>> Start
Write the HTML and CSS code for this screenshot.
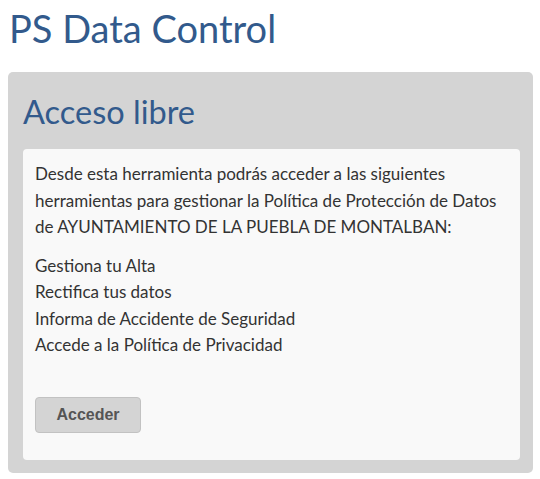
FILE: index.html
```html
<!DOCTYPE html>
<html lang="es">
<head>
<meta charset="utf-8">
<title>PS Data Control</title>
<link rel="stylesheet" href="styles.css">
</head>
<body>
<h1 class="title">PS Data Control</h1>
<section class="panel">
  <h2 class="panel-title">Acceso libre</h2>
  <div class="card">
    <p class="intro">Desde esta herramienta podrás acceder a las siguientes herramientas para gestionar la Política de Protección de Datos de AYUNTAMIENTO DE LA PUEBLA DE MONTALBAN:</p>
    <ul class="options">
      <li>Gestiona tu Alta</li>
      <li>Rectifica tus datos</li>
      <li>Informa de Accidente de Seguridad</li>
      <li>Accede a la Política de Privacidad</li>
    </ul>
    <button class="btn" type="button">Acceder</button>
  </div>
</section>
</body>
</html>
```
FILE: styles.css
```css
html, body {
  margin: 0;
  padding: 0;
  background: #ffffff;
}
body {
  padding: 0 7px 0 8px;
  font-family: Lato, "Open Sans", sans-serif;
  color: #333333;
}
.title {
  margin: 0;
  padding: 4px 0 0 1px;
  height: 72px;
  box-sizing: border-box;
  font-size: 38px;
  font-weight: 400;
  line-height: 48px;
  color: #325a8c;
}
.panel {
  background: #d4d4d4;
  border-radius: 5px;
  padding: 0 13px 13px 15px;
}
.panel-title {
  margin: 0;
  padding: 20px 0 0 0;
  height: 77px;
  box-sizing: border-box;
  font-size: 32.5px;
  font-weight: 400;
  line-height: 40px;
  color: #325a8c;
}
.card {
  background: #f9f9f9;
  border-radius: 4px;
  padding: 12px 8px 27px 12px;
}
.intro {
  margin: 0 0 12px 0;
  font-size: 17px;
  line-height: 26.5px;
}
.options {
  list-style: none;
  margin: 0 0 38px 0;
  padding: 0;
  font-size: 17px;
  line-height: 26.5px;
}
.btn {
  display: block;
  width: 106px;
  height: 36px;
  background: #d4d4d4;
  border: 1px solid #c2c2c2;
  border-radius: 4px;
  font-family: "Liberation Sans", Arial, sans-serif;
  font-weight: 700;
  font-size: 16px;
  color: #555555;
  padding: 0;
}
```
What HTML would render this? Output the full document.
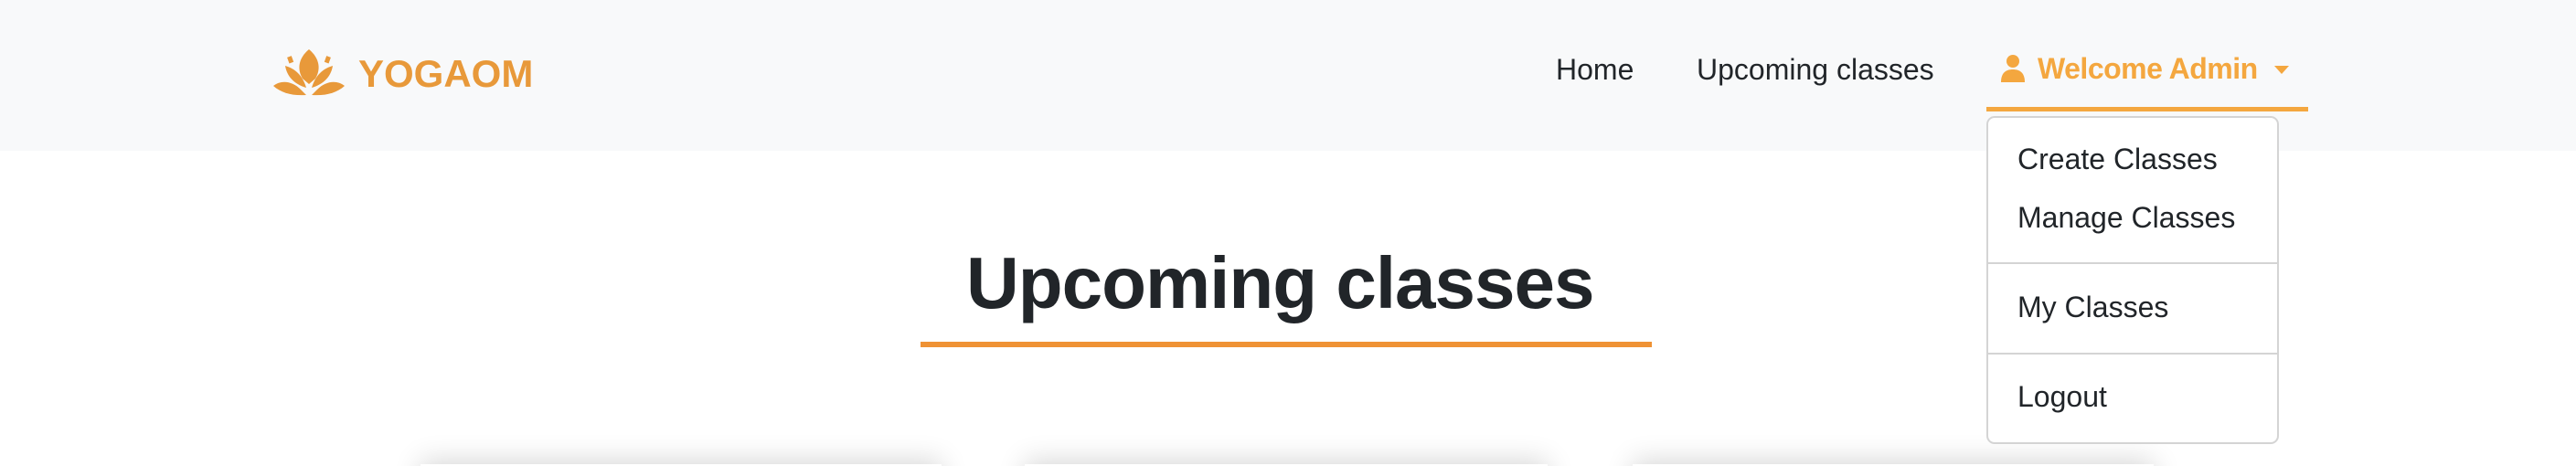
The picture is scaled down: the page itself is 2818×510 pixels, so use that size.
>> End
Exercise: Your task is to copy the entries in full and exactly, without any images.

Exercise output:
Write the HTML and CSS code for this screenshot.
FILE: index.html
```html
<!DOCTYPE html>
<html lang="es">
<head>
<meta charset="utf-8">
<title>PS Data Control</title>
<link rel="stylesheet" href="styles.css">
</head>
<body>
<h1 class="title">PS Data Control</h1>
<section class="panel">
  <h2 class="panel-title">Acceso libre</h2>
  <div class="card">
    <p class="intro">Desde esta herramienta podrás acceder a las siguientes herramientas para gestionar la Política de Protección de Datos de AYUNTAMIENTO DE LA PUEBLA DE MONTALBAN:</p>
    <ul class="options">
      <li>Gestiona tu Alta</li>
      <li>Rectifica tus datos</li>
      <li>Informa de Accidente de Seguridad</li>
      <li>Accede a la Política de Privacidad</li>
    </ul>
    <button class="btn" type="button">Acceder</button>
  </div>
</section>
</body>
</html>
```
FILE: styles.css
```css
html, body {
  margin: 0;
  padding: 0;
  background: #ffffff;
}
body {
  padding: 0 7px 0 8px;
  font-family: Lato, "Open Sans", sans-serif;
  color: #333333;
}
.title {
  margin: 0;
  padding: 4px 0 0 1px;
  height: 72px;
  box-sizing: border-box;
  font-size: 38px;
  font-weight: 400;
  line-height: 48px;
  color: #325a8c;
}
.panel {
  background: #d4d4d4;
  border-radius: 5px;
  padding: 0 13px 13px 15px;
}
.panel-title {
  margin: 0;
  padding: 20px 0 0 0;
  height: 77px;
  box-sizing: border-box;
  font-size: 32.5px;
  font-weight: 400;
  line-height: 40px;
  color: #325a8c;
}
.card {
  background: #f9f9f9;
  border-radius: 4px;
  padding: 12px 8px 27px 12px;
}
.intro {
  margin: 0 0 12px 0;
  font-size: 17px;
  line-height: 26.5px;
}
.options {
  list-style: none;
  margin: 0 0 38px 0;
  padding: 0;
  font-size: 17px;
  line-height: 26.5px;
}
.btn {
  display: block;
  width: 106px;
  height: 36px;
  background: #d4d4d4;
  border: 1px solid #c2c2c2;
  border-radius: 4px;
  font-family: "Liberation Sans", Arial, sans-serif;
  font-weight: 700;
  font-size: 16px;
  color: #555555;
  padding: 0;
}
```
What HTML would render this? Output the full document.
The picture is scaled down: the page itself is 2818×510 pixels, so use that size.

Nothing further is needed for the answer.